_Exercise requirements_
Answer with one number: how many lines hold "React".

_Given material_
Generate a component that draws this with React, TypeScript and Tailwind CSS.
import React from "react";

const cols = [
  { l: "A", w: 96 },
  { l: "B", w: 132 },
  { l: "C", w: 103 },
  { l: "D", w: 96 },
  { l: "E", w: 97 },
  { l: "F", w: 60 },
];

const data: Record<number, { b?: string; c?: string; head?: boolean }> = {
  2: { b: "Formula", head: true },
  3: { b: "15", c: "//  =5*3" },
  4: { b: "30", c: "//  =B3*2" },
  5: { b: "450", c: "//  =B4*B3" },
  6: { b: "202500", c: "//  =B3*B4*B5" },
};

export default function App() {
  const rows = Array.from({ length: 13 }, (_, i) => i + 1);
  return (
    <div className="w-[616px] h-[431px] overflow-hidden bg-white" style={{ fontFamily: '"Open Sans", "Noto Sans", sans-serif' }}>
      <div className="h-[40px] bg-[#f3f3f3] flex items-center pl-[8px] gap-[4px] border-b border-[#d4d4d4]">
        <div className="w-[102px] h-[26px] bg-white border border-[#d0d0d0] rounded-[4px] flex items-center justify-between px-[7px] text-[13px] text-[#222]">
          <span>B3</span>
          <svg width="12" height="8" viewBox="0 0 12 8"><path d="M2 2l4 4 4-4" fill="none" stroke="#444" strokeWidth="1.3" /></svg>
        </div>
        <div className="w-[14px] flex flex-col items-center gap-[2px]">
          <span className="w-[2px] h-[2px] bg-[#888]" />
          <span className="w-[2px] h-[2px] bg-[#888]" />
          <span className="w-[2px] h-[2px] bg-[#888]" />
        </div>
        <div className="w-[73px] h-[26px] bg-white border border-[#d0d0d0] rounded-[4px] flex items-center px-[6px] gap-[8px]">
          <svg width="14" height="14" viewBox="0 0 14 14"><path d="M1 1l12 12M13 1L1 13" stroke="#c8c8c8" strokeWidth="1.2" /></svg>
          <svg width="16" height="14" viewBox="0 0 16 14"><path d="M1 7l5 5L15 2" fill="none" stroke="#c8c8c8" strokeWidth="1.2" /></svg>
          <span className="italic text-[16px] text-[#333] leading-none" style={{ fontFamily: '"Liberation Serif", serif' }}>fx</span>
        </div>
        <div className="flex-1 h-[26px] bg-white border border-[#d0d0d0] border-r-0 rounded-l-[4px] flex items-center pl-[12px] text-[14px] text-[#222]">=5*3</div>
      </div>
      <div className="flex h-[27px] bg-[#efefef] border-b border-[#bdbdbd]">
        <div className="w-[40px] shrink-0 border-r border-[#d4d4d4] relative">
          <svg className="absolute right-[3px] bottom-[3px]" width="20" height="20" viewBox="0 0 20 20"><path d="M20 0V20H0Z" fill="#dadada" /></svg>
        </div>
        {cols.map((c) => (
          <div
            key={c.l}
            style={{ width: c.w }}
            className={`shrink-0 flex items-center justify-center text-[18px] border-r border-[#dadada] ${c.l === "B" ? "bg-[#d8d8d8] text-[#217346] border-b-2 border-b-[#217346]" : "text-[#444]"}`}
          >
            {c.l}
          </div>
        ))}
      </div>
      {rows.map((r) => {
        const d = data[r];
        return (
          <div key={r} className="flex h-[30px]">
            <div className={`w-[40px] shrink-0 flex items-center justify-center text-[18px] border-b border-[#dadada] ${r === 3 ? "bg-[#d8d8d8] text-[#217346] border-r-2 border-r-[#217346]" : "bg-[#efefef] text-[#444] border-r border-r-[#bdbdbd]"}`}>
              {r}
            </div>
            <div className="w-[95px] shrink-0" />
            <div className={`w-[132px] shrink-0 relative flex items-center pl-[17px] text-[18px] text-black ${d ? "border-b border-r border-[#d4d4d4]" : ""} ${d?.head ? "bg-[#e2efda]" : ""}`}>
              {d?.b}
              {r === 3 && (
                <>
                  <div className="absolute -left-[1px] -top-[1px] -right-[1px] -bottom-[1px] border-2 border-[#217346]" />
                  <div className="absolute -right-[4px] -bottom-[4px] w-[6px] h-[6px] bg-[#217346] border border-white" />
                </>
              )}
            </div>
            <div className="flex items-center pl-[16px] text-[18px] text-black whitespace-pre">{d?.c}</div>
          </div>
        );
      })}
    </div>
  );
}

_Answer for this exercise_
2